Too few people for too few miles.
But this Clover’s nose is offended. Therefore, bike owners ought to be subjected to time/money-wasting rigmarole, to punish them for offending Clover’s nose.
“I have no desire to live somewhere the air is similar to 1970 Los Angeles, Or present-day Beijing.”
Well, good news! You won’t have to. Not because of motorcycles, at any rate – and not because of the absence of emissions testing for bikes.
Maybe if legions of new two-stroke triples were being sold. But they stopped selling those here in the early ’80s, a long time ago. Emissions of new bikes and bikes made within the past 10-15 years are negligible on an individual bike level and in the aggregate, an irrelevance as far as air quality. There simply aren’t enough of them in use to make a (bad) difference.
Ah yes.. Obama and his precious EPA Gestapo. Every industry or thing in your country that even breathes is strangulated by regulations. Soon to happen here. The only thing our EPA cares about is noise at this point, providing it’s not pouring out thick smoke.

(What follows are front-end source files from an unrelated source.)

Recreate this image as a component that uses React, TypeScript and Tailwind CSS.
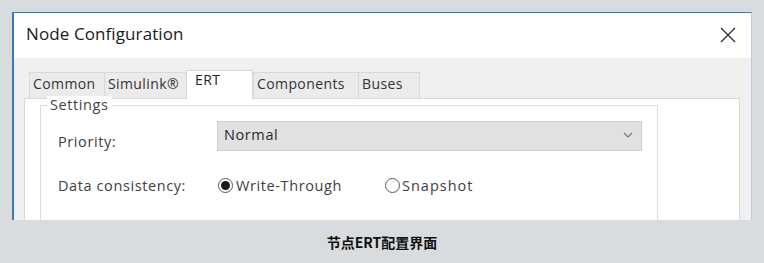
import React from "react";

const tabs = [
  { label: "Common", w: "w-[75px]" },
  { label: "Simulink®", w: "w-[82px]" },
  { label: "ERT", w: "w-[67px]", active: true },
  { label: "Components", w: "w-[105px]" },
  { label: "Buses", w: "w-[62px]" },
];

function Radio({ checked }: { checked?: boolean }) {
  return (
    <span className="flex h-[15px] w-[15px] shrink-0 items-center justify-center rounded-full border border-[#5a5a5a] bg-white">
      {checked && <span className="h-[9px] w-[9px] rounded-full bg-[#1a1a1a]" />}
    </span>
  );
}

export default function App() {
  return (
    <div className="flex h-[263px] w-[764px] flex-col bg-[#d9dcdf] font-['Open_Sans','Liberation_Sans',sans-serif]">
      <div className="px-[12px] pt-[12px]">
        <div className="flex h-[208px] flex-col border-l-2 border-t border-r border-[#3a78bd] border-r-[#b8cde4]">
          {/* title bar */}
          <div className="flex h-[45px] items-center justify-between bg-white pb-[2px] pl-[12px] pr-[14px]">
            <span className="-mt-[2px] text-[17px] tracking-[0.1px] text-[#1b1b1b]">Node Configuration</span>
            <svg width="18" height="18" viewBox="0 0 18 18" className="text-[#333]">
              <path d="M2 2 L16 16 M16 2 L2 16" stroke="currentColor" strokeWidth="1.4" />
            </svg>
          </div>

          {/* body */}
          <div className="flex flex-1 flex-col bg-[#f0f0f0] pl-[10px] pr-[11px] pt-[12px]">
            <div className="flex h-[28px] items-end pl-[5px] text-[14px] tracking-[0.4px] text-[#333]">
              {tabs.map((t) =>
                t.active ? (
                  <div
                    key={t.label}
                    className={`${t.w} relative -mb-px flex h-[29px] items-start border-x border-t border-[#d9d9d9] bg-white pl-[8px] text-[#222]`}
                  >
                    <span className="-mt-[2px]">{t.label}</span>
                  </div>
                ) : (
                  <div
                    key={t.label}
                    className={`${t.w} flex h-[26px] items-center border-l border-t border-[#d9d9d9] bg-[#ebebeb] pb-[4px] pl-[3px] last:border-r`}
                  >
                    {t.label}
                  </div>
                )
              )}
            </div>

            <div className="flex-1 border-x border-t border-[#dadada] bg-white pl-[15px] pr-[81px] pt-[6px]">
              <div className="relative h-full border-x border-t border-[#dcdcdc] pl-[17px] pr-[15px] pt-[15px] text-[14.5px] tracking-[0.6px] text-[#404040]">
                <span className="absolute -top-[10px] left-[6px] bg-white px-[3px] leading-[18px] text-[#444]">
                  Settings
                </span>

                <div className="flex items-start">
                  <span className="w-[159px] pt-[10px]">Priority:</span>
                  <div className="flex h-[30px] flex-1 items-center justify-between border border-[#cfcfcf] bg-[#e1e1e1] pb-[3px] pl-[6px] pr-[8px] text-[#2a2a2a]">
                    <span>Normal</span>
                    <svg width="10" height="6" viewBox="0 0 10 6">
                      <path d="M1 1 L5 5 L9 1" fill="none" stroke="#777" strokeWidth="1.2" />
                    </svg>
                  </div>
                </div>

                <div className="mt-[22px] flex items-center">
                  <span className="w-[160px]">Data consistency:</span>
                  <div className="flex w-[167px] items-center gap-[3px]">
                    <Radio checked />
                    <span>Write-Through</span>
                  </div>
                  <div className="flex items-center gap-[2px]">
                    <Radio />
                    <span className="tracking-[1px]">Snapshot</span>
                  </div>
                </div>
              </div>
            </div>
          </div>
        </div>
      </div>

      <div className="flex flex-1 items-center justify-center pt-[1px] text-[14px] font-bold text-[#111] font-['Noto_Sans_CJK_SC','Noto_Sans',sans-serif]">
        节点ERT配置界面
      </div>
    </div>
  );
}
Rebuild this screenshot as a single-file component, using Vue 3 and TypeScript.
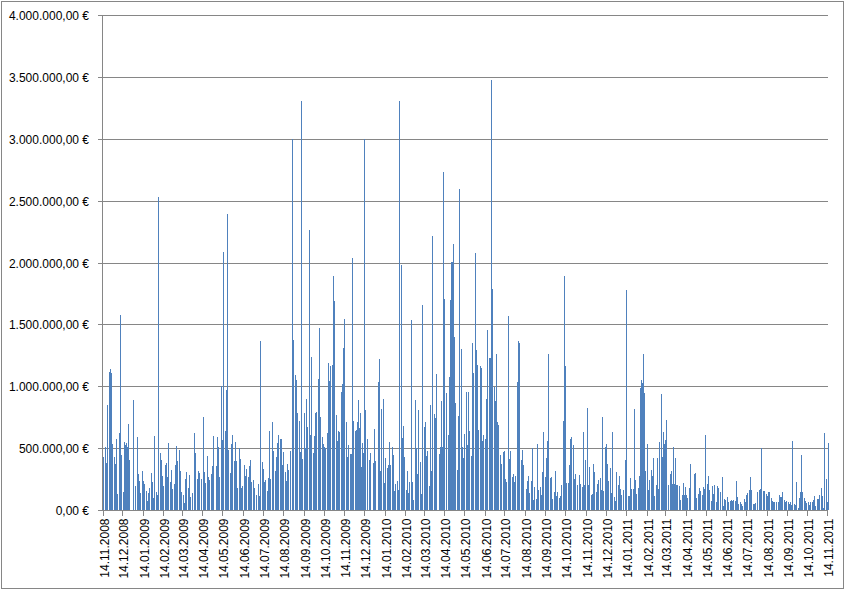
<template>
  <div class="page">
    <div class="frame">
      <svg class="chart" width="841" height="586" viewBox="2 2 841 586">
        <g class="grid">
          <line v-for="t in yTicks" :key="t.label" x1="98" x2="828" :y1="t.y + 0.5" :y2="t.y + 0.5" />
          <line x1="102.5" x2="102.5" y1="15" y2="511" />
          <line v-for="t in xTicks" :key="t.label" :x1="t.x + 0.5" :x2="t.x + 0.5" y1="510" y2="516" />
        </g>

        <path class="bars" :d="barPath" />

        <text v-for="t in yTicks" :key="t.label" class="label" x="89" :y="t.y + 5" text-anchor="end">{{ t.label }}</text>
        <text
          v-for="t in xTicks"
          :key="t.label"
          class="label"
          text-anchor="end"
          :transform="`translate(${t.x + 5.5} 518.5) rotate(-90)`"
        >{{ t.label }}</text>
      </svg>
    </div>
  </div>
</template>

<script setup lang="ts">
// bars read off the picture: x:top pairs, baseline is y=510
const raw = `103:457 105:447 106:463 107:405 109:372 110:369 111:373 112:444 114:457 115:464 116:439 117:494 119:433 120:315 121:455
123:492 124:442 125:445 126:443 127:447 128:424 129:460 133:400 135:486 137:437 138:474 139:481 140:493 142:471 143:481 144:484
146:491 147:501 148:493 149:488 151:473 152:482 153:498 154:436 156:492 157:495 158:197 160:453 161:460 162:476 163:486 165:465
166:463 167:477 168:443 170:482 171:470 172:489 174:484 175:465 176:446 177:461 179:450 180:471 181:492 183:495 184:503 185:479
186:472 188:488 189:475 190:497 192:493 194:433 195:453 197:479 198:471 199:473 201:479 203:417 204:472 205:483 207:456 208:477
209:480 211:474 212:466 213:436 216:466 217:437 218:447 219:477 221:386 222:440 223:252 225:431 226:390 227:214 228:450 230:473
231:444 232:435 234:461 235:442 236:461 237:488 239:448 240:459 241:488 242:486 244:465 245:476 246:469 248:477 249:466 250:460
251:482 253:480 254:488 256:495 258:484 259:496 260:341 262:462 263:469 264:482 265:480 267:491 268:478 269:431 270:479 272:422
273:451 275:471 276:457 277:443 278:435 280:439 281:439 282:465 283:452 285:472 286:481 287:464 288:470 290:451 292:139 293:340
295:375 296:380 297:413 299:421 300:452 301:101 302:459 304:413 305:448 306:399 307:427 309:230 310:435 311:357 313:453 314:436
315:413 316:412 318:379 319:328 320:417 322:437 323:444 324:447 325:448 327:433 328:363 329:381 330:366 332:365 333:276 334:301
336:415 337:441 338:431 339:432 341:392 342:384 343:348 344:319 346:422 347:457 348:445 350:454 351:454 352:258 353:421 355:431
356:430 357:422 358:400 359:428 360:413 361:467 362:443 363:453 364:139 365:410 367:439 369:460 370:453 373:463 374:429 375:461
378:382 379:359 380:471 381:409 383:399 384:483 385:458 387:468 388:465 389:442 390:465 392:447 393:455 394:491 395:484 397:481
398:490 399:101 401:265 402:438 403:426 404:457 406:490 407:471 408:493 409:482 411:320 412:482 413:500 415:400 416:448 417:474
418:410 420:462 421:494 422:305 424:427 425:422 426:456 427:451 429:486 430:405 431:471 432:236 434:414 435:418 436:374 439:454
440:447 441:401 442:447 443:172 444:299 446:393 448:435 449:377 450:300 451:262 452:262 453:244 454:337 455:403 457:470 458:416
459:189 461:349 462:447 463:458 464:434 466:392 467:445 468:392 469:431 471:456 472:343 473:373 475:253 476:350 477:365 478:430
480:366 481:368 482:441 483:435 485:439 486:399 487:330 489:358 490:358 491:80 492:289 494:387 495:401 496:354 497:422 498:425
500:455 501:464 503:452 504:451 505:479 506:482 508:316 509:459 510:451 512:477 513:474 514:482 515:476 517:382 518:341 519:343
521:460 522:450 523:465 526:489 527:481 528:476 529:493 531:481 532:448 533:500 534:487 536:499 537:444 538:490 540:487 541:495
542:472 543:432 545:477 546:458 547:441 548:354 550:478 551:477 552:499 554:492 555:471 556:496 557:492 559:498 560:496 561:485
563:421 564:276 565:366 566:483 568:483 569:465 570:439 571:437 573:445 574:479 575:474 577:485 579:475 580:484 582:487 583:432
584:485 585:460 587:408 588:485 589:467 591:495 592:494 593:464 594:472 596:492 597:484 598:480 600:478 601:490 602:417 603:491
605:447 606:444 607:464 608:481 610:468 611:493 612:432 614:497 615:501 616:472 618:485 619:476 620:489 621:495 623:490 625:460
626:290 628:496 629:496 630:478 631:489 633:489 634:409 635:480 636:494 638:488 639:476 640:388 641:380 642:383 643:354 644:393
645:471 647:444 648:490 649:480 651:470 652:476 653:458 654:496 656:485 657:458 658:489 659:442 661:394 662:457 663:432 664:444
665:440 666:420 668:485 670:474 671:471 672:484 673:447 674:484 675:458 676:485 677:485 679:486 680:500 682:495 683:483 684:495
685:487 686:495 687:498 689:488 690:464 694:474 695:473 696:498 698:494 699:488 700:491 702:495 703:487 704:489 705:435 707:484
708:476 709:490 711:501 712:486 713:494 714:485 716:502 717:486 718:488 720:492 722:477 723:506 724:499 725:500 727:497 728:502
730:501 731:500 732:501 733:500 735:501 736:481 737:497 738:504 740:502 741:504 742:506 744:499 745:502 746:495 747:493 749:490
750:477 751:490 753:504 754:504 755:503 757:492 759:490 760:489 761:448 763:491 764:491 766:494 767:496 768:492 769:492 771:498
772:501 773:502 774:502 776:502 778:502 779:495 780:497 781:497 782:492 784:500 785:502 786:501 788:502 789:504 790:502 791:505
792:441 794:504 795:505 796:482 798:508 799:498 800:492 801:455 802:492 804:498 805:501 806:503 808:502 809:505 810:502 812:502
813:500 814:496 815:506 817:499 818:499 819:495 821:488 822:496 823:508 824:433 826:479 827:502 828:443`

const bars = raw.trim().split(/\s+/).map((pair) => pair.split(':').map(Number))

const barPath = bars.map(([x, top]) => `M${x + 0.5} 510V${top}`).join('')

const yTicks = ['4.000.000,00 €', '3.500.000,00 €', '3.000.000,00 €', '2.500.000,00 €', '2.000.000,00 €', '1.500.000,00 €', '1.000.000,00 €', '500.000,00 €', '0,00 €']
  .map((label, i) => ({ label, y: Math.round(15 + i * 61.875) }))

// monthly date axis, 14.11.2008 to 14.11.2011
const DAY = 86400000
const start = Date.UTC(2008, 10, 14)
const xTicks = Array.from({ length: 37 }, (_, i) => {
  const d = new Date(Date.UTC(2008, 10 + i, 14))
  const month = String(d.getUTCMonth() + 1).padStart(2, '0')
  const days = (d.getTime() - start) / DAY
  return {
    label: `14.${month}.${d.getUTCFullYear()}`,
    x: Math.round(102.5 + days * 0.6621),
  }
})
</script>

<style scoped>
.page {
  width: 845px;
  height: 590px;
  background: #fff;
  padding: 1px;
  box-sizing: border-box;
}

.frame {
  width: 843px;
  height: 588px;
  border: 1px solid #868686;
  box-sizing: border-box;
}

.chart {
  display: block;
}

.grid line {
  stroke: #868686;
  stroke-width: 1;
  shape-rendering: crispEdges;
}

.bars {
  fill: none;
  stroke: #4f81bd;
  stroke-width: 1;
  shape-rendering: crispEdges;
}

.label {
  font-family: "Liberation Sans", Arial, sans-serif;
  font-size: 12px;
  fill: #000;
}
</style>
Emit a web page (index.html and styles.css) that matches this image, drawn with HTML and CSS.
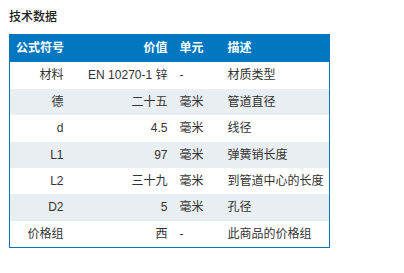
FILE: index.html
```html
<!DOCTYPE html>
<html lang="zh">
<head>
<meta charset="utf-8">
<link rel="stylesheet" href="styles.css">
</head>
<body>
<div class="panel">
  <h3 class="title">技术数据</h3>
  <table class="spec">
    <colgroup>
      <col class="c1"><col class="c2"><col class="c3"><col class="c4">
    </colgroup>
    <thead>
      <tr><th class="r">公式符号</th><th class="r">价值</th><th class="l">单元</th><th class="l">描述</th></tr>
    </thead>
    <tbody>
      <tr><td class="r">材料</td><td class="r">EN 10270-1 锌</td><td class="l">-</td><td class="l">材质类型</td></tr>
      <tr><td class="r">德</td><td class="r">二十五</td><td class="l">毫米</td><td class="l">管道直径</td></tr>
      <tr><td class="r">d</td><td class="r">4.5</td><td class="l">毫米</td><td class="l">线径</td></tr>
      <tr><td class="r">L1</td><td class="r">97</td><td class="l">毫米</td><td class="l">弹簧销长度</td></tr>
      <tr><td class="r">L2</td><td class="r">三十九</td><td class="l">毫米</td><td class="l">到管道中心的长度</td></tr>
      <tr><td class="r">D2</td><td class="r">5</td><td class="l">毫米</td><td class="l">孔径</td></tr>
      <tr><td class="r">价格组</td><td class="r">西</td><td class="l">-</td><td class="l">此商品的价格组</td></tr>
    </tbody>
  </table>
</div>
</body>
</html>
```
FILE: styles.css
```css
html, body {
  margin: 0;
  padding: 0;
  background: #ffffff;
}
body {
  font-family: "Liberation Sans", "Noto Sans CJK SC", Arial, sans-serif;
  font-size: 12px;
  color: #333333;
}
.panel {
  padding: 9px 0 0 9px;
}
.title {
  margin: 0 0 9px 0;
  font-size: 12px;
  line-height: 16px;
  font-weight: 500;
  color: #222222;
}
.spec {
  border-collapse: collapse;
  table-layout: fixed;
  width: 321px;
  border: 1px solid #0a74bc;
}
.c1 { width: 60px; }
.c2 { width: 104px; }
.c3 { width: 48px; }
.c4 { width: 108px; }
.spec th, .spec td {
  padding: 5px 6px;
  line-height: 16.4px;
  white-space: nowrap;
}
.spec th {
  background: #0077c0;
  color: #ffffff;
  font-weight: bold;
  padding-top: 5px;
  padding-bottom: 6px;
}
.spec .r { text-align: right; }
.spec .l { text-align: left; }
.spec tbody tr:nth-child(even) td {
  background: #e9eef2;
}
.spec tbody tr:nth-child(odd) td {
  background: #ffffff;
}
```
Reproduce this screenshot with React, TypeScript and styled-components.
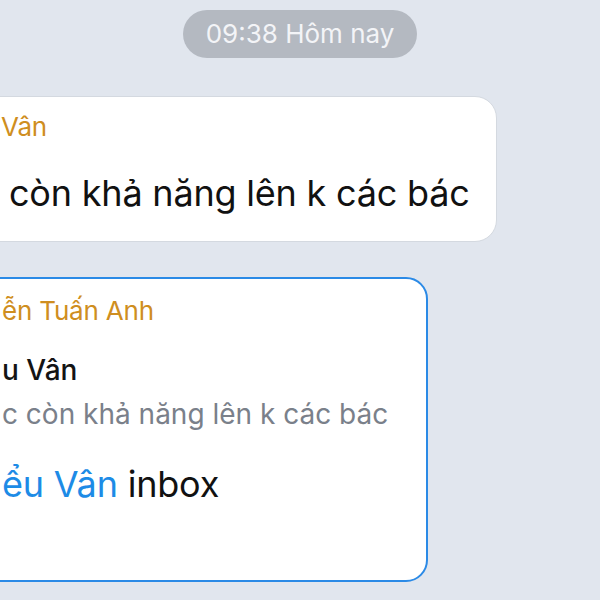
import styled, { createGlobalStyle } from 'styled-components'

const GlobalStyle = createGlobalStyle`
  html, body {
    margin: 0;
    padding: 0;
    background: #e1e6ee;
  }
  body {
    font-family: Inter, "Noto Sans", "Liberation Sans", sans-serif;
  }
`

const Chat = styled.div`
  width: 600px;
  height: 600px;
  overflow: hidden;
  background: #e1e6ee;
  display: flex;
  flex-direction: column;
  align-items: center;
  padding-top: 10px;
  box-sizing: border-box;
`

const TimePill = styled.div`
  height: 48px;
  padding: 0 23px;
  border-radius: 24px;
  background: #b4b9c1;
  color: #f3f4f7;
  font-size: 26px;
  line-height: 48px;
`

// incoming bubbles run past the left edge of the view
const Bubble = styled.div<{ $active?: boolean; $top: number; $pad: string }>`
  align-self: flex-start;
  margin-top: ${p => p.$top}px;
  margin-left: -30px;
  padding: ${p => p.$pad};
  background: #fff;
  border-radius: 22px;
  border: ${p => (p.$active ? '2px solid #2b8ae6' : '1px solid #d4d9e0')};
  white-space: nowrap;
`

const Sender = styled.div`
  color: #cf8e20;
  font-size: 26px;
  line-height: 32px;
  letter-spacing: -0.2px;
`

const Text = styled.div<{ $gap: number; $indent?: number }>`
  color: #111;
  font-size: 36px;
  line-height: 44px;
  letter-spacing: -0.2px;
  margin-top: ${p => p.$gap}px;
  padding-left: ${p => p.$indent ?? 0}px;
`

const Quote = styled.div`
  margin-top: 21px;
  display: flex;
  flex-direction: column;
  font-size: 28px;
  line-height: 44px;
`

const QuoteName = styled.div`
  color: #141414;
  font-weight: 500;
`

const QuoteText = styled.div`
  color: #7a808a;
`

const Mention = styled.span`
  color: #1d8be6;
`

export default function App() {
  return (
    <>
      <GlobalStyle />
      <Chat>
        <TimePill>09:38 Hôm nay</TimePill>

        <Bubble $top={38} $pad="14px 26px 26px 30px">
          <Sender>Vân</Sender>
          <Text $gap={28} $indent={8}>còn khả năng lên k các bác</Text>
        </Bubble>

        <Bubble $top={35} $pad="16px 38px 74px 30px" $active>
          <Sender>ễn Tuấn Anh</Sender>
          <Quote>
            <QuoteName>u Vân</QuoteName>
            <QuoteText>c còn khả năng lên k các bác</QuoteText>
          </Quote>
          <Text $gap={26}>
            <Mention>ểu Vân</Mention> inbox
          </Text>
        </Bubble>
      </Chat>
    </>
  )
}
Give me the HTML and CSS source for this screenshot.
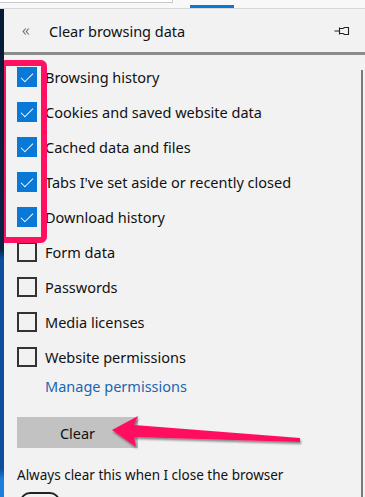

On the side of EFI, you can always get a remapped/performance chip. They’d never know.
The energy and pollution used to make these anti emissions devices for motorbikes is more than the bikes themselves will generate. The emissions created by the manufacture and shipping and installation of vapor recovery devices for gas pumps far exceeds the energy and emissions created by pumping the gas into vehicles. Ergo, MORE pollution is created by recovering the tiny amount of vapors emitted by pumping gas into your vehicles. Note this fact you clovers.
While the US federal government continues to force ever diminishing returns China keeps getting a pass. If people really wanted to protect the planet they would demand China institute 1970s and 1980s cheap and effective emission controls. 1990s stuff if you really want to push. That will have very many factors of ten more benefit and cost less than if by some magic wand the USA went from its present values to zero.
Nope. China gets a pass. So do others. This tells us the real agenda.